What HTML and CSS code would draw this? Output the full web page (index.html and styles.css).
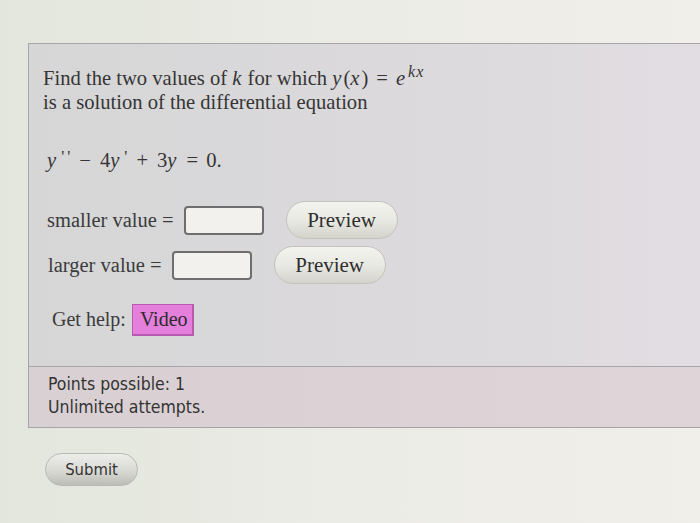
==
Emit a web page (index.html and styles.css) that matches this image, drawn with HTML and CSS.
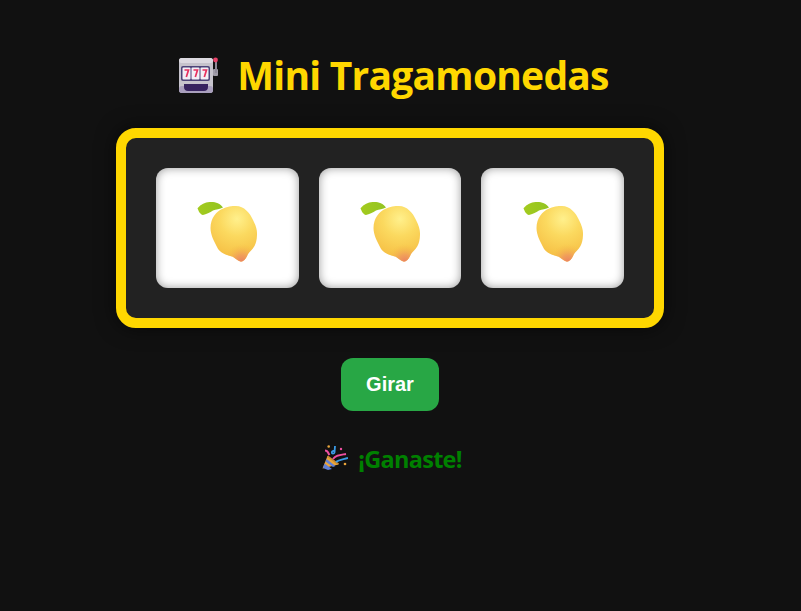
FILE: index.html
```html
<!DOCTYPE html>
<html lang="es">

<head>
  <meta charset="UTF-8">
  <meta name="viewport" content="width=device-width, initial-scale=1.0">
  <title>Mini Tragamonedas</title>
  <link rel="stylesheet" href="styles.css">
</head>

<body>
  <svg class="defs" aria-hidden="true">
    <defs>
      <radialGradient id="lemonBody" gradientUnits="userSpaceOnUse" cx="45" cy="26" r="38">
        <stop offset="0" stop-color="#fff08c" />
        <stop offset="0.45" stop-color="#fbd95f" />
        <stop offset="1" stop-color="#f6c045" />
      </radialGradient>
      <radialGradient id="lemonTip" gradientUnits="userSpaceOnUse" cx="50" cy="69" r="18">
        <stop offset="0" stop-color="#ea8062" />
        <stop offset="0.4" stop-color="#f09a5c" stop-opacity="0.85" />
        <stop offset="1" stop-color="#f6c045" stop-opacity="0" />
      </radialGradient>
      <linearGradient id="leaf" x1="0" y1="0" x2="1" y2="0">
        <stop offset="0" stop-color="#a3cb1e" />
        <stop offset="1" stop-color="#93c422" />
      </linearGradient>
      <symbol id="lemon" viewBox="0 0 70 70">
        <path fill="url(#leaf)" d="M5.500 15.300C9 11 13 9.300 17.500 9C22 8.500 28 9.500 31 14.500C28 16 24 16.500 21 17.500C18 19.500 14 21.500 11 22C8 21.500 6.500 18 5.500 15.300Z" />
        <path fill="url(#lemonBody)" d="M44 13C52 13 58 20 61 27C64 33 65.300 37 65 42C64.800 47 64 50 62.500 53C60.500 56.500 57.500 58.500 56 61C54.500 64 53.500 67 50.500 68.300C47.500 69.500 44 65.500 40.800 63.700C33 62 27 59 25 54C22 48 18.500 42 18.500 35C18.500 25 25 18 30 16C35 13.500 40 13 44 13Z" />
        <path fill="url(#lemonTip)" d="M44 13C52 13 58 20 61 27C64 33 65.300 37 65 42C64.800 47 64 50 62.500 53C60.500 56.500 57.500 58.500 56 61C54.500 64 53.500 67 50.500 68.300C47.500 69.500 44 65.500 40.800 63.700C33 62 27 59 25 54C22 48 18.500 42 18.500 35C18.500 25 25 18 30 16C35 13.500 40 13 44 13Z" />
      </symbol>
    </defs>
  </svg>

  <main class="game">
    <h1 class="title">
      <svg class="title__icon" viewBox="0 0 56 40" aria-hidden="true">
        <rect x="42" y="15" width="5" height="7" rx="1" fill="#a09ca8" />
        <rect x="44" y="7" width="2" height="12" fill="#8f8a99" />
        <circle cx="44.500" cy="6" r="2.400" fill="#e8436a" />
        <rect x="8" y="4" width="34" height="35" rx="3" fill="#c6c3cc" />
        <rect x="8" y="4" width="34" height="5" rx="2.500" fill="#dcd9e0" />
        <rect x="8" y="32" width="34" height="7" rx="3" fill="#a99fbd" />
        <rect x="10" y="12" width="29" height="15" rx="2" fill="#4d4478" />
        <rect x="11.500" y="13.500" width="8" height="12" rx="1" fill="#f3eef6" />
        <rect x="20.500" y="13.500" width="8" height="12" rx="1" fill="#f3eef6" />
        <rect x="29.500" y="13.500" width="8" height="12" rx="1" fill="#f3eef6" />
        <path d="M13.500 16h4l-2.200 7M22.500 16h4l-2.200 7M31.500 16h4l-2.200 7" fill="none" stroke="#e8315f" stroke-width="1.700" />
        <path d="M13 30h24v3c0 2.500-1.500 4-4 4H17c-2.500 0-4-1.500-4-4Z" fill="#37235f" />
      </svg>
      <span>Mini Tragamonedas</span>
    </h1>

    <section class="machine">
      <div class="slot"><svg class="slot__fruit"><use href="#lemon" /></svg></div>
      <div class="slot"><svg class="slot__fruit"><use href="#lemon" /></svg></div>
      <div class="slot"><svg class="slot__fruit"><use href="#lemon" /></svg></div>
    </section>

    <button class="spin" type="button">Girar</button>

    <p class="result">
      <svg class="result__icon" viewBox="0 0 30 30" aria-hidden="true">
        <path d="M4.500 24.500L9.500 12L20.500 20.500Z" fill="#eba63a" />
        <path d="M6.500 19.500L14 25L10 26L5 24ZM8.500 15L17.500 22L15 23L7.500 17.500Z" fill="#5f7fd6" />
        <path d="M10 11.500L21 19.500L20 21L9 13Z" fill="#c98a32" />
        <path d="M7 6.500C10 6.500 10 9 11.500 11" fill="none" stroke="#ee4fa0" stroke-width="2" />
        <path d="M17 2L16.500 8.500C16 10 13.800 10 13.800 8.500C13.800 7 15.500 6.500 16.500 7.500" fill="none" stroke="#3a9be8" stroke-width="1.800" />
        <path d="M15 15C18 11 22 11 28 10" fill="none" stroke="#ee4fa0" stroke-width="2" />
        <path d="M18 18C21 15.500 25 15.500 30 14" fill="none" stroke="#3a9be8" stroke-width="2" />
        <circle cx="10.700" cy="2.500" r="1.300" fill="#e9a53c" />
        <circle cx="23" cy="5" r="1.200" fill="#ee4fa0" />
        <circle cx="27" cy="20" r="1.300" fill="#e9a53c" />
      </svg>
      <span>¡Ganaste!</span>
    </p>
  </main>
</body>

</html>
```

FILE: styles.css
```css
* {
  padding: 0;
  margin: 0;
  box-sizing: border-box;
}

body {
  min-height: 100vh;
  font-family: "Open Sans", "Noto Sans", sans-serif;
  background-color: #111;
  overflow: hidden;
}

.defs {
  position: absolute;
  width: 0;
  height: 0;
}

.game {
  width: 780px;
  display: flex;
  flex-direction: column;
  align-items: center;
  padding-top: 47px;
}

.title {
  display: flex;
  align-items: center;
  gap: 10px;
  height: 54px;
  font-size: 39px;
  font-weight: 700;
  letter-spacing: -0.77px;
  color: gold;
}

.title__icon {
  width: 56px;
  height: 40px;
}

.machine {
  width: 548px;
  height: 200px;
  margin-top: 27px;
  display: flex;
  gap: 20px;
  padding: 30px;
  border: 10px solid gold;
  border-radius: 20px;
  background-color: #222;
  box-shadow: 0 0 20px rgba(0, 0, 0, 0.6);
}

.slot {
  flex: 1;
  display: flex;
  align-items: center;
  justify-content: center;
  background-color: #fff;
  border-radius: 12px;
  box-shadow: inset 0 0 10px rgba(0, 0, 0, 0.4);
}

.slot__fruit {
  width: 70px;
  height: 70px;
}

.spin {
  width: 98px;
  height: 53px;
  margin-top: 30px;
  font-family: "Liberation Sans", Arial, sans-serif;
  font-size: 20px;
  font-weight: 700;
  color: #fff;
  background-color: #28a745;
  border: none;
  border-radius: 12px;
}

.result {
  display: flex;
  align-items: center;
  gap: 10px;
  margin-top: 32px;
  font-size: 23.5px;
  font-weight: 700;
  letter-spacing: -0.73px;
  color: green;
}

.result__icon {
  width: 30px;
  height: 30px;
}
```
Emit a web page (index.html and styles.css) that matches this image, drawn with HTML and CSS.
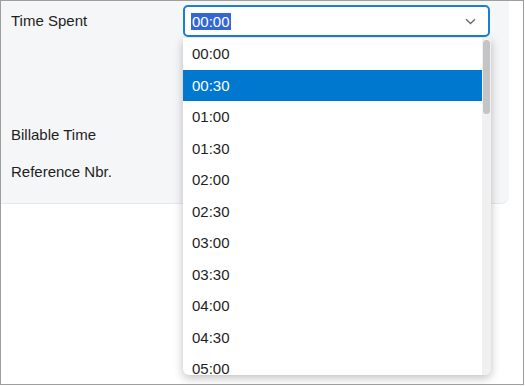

| Exercise directions |
Select all lines in the listing that include the word "index".

| Exercise output |
What HTML and CSS code would draw this? Output the full web page (index.html and styles.css).
Emit a web page (index.html and styles.css) that matches this image, drawn with HTML and CSS.
FILE: index.html
Emit a web page (index.html and styles.css) that matches this image, drawn with HTML and CSS.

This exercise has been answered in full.